今でこそ家事をするのが当たり前のお父さんの姿だが、今から約半世紀前のことである。かなり珍しかったと思う。現にこのお父さんのことをウチの父に話したら、
「オレは真似よーせん」
と呆れていたから、当時の大勢の男性の考え方とは遠くかけ離れていたに違いない。

お父さんはお母さんの産んでくれた二人の娘たちを物凄く可愛がった。

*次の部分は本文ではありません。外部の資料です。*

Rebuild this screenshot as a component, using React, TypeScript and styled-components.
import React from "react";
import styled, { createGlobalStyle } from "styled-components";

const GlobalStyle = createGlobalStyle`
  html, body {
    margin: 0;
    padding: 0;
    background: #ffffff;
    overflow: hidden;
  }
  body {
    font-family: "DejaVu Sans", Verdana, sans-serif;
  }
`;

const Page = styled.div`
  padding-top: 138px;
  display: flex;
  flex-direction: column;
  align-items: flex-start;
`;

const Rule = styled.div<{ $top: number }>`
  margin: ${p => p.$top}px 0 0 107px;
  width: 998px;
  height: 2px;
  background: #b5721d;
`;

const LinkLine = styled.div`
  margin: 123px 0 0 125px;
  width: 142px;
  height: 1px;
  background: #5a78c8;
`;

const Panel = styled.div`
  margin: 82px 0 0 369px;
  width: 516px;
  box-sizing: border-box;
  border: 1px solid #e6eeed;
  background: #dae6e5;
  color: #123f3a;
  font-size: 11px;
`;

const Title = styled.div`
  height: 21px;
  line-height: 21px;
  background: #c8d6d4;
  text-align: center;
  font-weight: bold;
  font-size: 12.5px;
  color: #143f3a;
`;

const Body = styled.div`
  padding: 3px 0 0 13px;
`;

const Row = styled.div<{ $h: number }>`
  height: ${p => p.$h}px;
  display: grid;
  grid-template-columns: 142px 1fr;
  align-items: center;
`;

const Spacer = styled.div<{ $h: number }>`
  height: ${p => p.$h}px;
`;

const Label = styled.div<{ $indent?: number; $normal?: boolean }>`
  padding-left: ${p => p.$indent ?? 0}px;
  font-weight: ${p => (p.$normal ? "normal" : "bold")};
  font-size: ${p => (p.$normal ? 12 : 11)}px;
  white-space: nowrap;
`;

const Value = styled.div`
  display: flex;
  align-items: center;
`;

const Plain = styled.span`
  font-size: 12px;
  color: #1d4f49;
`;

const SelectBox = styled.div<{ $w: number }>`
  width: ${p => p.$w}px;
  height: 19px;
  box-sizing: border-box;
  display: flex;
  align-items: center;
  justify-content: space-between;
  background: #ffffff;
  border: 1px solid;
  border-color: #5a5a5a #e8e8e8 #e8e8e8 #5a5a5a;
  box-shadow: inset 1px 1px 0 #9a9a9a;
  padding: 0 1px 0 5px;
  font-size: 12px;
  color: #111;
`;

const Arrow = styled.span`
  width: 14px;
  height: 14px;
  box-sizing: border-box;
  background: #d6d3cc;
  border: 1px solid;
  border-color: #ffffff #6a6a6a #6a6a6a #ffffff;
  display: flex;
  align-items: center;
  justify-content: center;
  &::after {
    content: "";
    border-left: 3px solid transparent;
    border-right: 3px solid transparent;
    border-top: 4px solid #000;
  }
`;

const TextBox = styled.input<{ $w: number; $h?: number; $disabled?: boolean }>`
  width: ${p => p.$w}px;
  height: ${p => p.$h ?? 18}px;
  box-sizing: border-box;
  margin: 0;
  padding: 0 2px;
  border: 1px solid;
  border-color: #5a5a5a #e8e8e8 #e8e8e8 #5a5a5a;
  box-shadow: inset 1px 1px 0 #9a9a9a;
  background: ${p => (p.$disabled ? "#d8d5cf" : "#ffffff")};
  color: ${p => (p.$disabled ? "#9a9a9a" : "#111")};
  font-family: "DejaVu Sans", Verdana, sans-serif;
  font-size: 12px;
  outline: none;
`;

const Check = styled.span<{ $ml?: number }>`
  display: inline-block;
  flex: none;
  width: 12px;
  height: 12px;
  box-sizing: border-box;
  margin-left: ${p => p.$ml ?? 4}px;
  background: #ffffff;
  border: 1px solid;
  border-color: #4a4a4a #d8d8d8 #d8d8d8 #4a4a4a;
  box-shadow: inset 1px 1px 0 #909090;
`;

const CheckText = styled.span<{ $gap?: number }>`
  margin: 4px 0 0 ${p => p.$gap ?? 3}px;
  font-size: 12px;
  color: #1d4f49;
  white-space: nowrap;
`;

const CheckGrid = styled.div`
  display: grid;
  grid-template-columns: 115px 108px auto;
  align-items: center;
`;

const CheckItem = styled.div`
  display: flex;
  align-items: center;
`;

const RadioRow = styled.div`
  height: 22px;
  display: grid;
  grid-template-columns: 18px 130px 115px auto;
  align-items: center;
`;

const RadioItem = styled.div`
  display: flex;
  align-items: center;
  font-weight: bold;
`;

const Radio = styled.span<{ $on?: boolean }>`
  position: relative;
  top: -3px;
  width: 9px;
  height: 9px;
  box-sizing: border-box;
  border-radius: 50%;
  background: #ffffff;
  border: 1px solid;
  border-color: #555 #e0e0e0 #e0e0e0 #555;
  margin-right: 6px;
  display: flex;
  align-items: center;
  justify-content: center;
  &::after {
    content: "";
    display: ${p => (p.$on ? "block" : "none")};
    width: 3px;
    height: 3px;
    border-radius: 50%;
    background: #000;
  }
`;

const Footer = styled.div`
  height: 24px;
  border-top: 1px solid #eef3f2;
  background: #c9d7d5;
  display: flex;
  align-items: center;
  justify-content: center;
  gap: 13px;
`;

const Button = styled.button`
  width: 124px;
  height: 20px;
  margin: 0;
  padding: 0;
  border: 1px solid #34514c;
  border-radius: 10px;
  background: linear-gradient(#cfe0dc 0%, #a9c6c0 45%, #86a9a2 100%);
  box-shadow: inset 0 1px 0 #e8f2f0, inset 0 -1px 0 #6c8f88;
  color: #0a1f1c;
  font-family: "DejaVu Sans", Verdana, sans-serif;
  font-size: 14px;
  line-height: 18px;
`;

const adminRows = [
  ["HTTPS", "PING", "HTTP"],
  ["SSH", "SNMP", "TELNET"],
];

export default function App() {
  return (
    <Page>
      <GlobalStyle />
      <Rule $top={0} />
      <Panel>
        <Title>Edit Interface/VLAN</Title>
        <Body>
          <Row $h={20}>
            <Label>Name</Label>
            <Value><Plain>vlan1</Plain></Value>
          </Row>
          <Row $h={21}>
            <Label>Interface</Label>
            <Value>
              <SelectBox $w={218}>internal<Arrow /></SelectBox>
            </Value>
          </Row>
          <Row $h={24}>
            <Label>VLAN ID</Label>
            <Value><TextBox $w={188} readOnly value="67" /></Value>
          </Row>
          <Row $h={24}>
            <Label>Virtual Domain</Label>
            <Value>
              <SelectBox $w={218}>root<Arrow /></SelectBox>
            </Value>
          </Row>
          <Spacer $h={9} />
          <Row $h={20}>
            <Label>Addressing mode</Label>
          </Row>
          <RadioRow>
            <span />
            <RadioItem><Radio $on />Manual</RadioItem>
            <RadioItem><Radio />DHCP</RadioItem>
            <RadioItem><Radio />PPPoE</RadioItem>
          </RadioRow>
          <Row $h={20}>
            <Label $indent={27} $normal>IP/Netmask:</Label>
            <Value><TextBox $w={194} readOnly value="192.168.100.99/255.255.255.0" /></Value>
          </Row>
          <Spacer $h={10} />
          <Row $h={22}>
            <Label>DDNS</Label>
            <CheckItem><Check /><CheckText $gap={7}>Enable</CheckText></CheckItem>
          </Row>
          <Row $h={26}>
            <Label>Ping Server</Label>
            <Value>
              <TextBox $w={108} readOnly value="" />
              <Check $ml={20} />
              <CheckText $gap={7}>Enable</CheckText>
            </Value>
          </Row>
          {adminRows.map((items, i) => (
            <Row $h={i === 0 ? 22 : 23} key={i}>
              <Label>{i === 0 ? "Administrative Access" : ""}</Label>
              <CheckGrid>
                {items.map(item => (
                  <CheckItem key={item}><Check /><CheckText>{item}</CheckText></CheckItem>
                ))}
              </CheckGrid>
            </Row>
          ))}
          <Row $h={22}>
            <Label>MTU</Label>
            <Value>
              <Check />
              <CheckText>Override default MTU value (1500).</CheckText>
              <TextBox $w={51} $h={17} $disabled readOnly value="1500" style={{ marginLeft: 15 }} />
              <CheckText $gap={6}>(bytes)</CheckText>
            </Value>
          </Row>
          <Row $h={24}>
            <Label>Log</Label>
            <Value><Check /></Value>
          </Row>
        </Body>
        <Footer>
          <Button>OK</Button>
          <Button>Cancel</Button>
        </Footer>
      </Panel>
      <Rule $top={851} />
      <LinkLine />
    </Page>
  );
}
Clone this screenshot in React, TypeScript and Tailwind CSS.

反抗しようと思ったことが一度もない、とMは言っていたが、そらそうやろ、と思える溺愛っぷりだった。
だが、ただ単に甘々で溺愛していた訳ではなかった。
Mが浮気癖のある彼氏と付き合っていた時、卒業したら結婚しても良いかな、と思っている、とお父さんに話すと、
「Eちゃん(Mの下の名前)、その子と結婚して本当に幸せになれんの?Eちゃんがそれで良いなら良いけど、お父さんはそうじゃないような気がする。お父さん、Eちゃんにはずっと笑っていて欲しいなあ」
としみじみ言われ、はっとしたそうだ。
そういう会話は普通母親とするものだと思うが、彼女にとってお父さんはそういう存在なのだなあと感心した。

ゴミだらけの彼女の部屋で翌朝目覚めると、
「ご飯出来てるで~」
とMが呼びに来た。台所に行くと、味噌汁とエビチリがテーブルに用意されていた。
「お友達来てはるんやったら、ちゃんと食べてもらい」
お父さんが、出勤前にわざわざ用意して下さったものだった。
白菜と麩の味噌汁は、二日酔いの私にはとても有り難く美味しかった。

「女だから家事しなきゃ」とか、「お父さんは厳しく」とかの縛りのない家に育ったMは、無事に優しい伴侶を得て、可愛い一人娘のお母さんになっている。流石に家事はしていると言っていた。
家族の役割なんて、その家毎に違うんだなあ、と痛感させられた思い出である。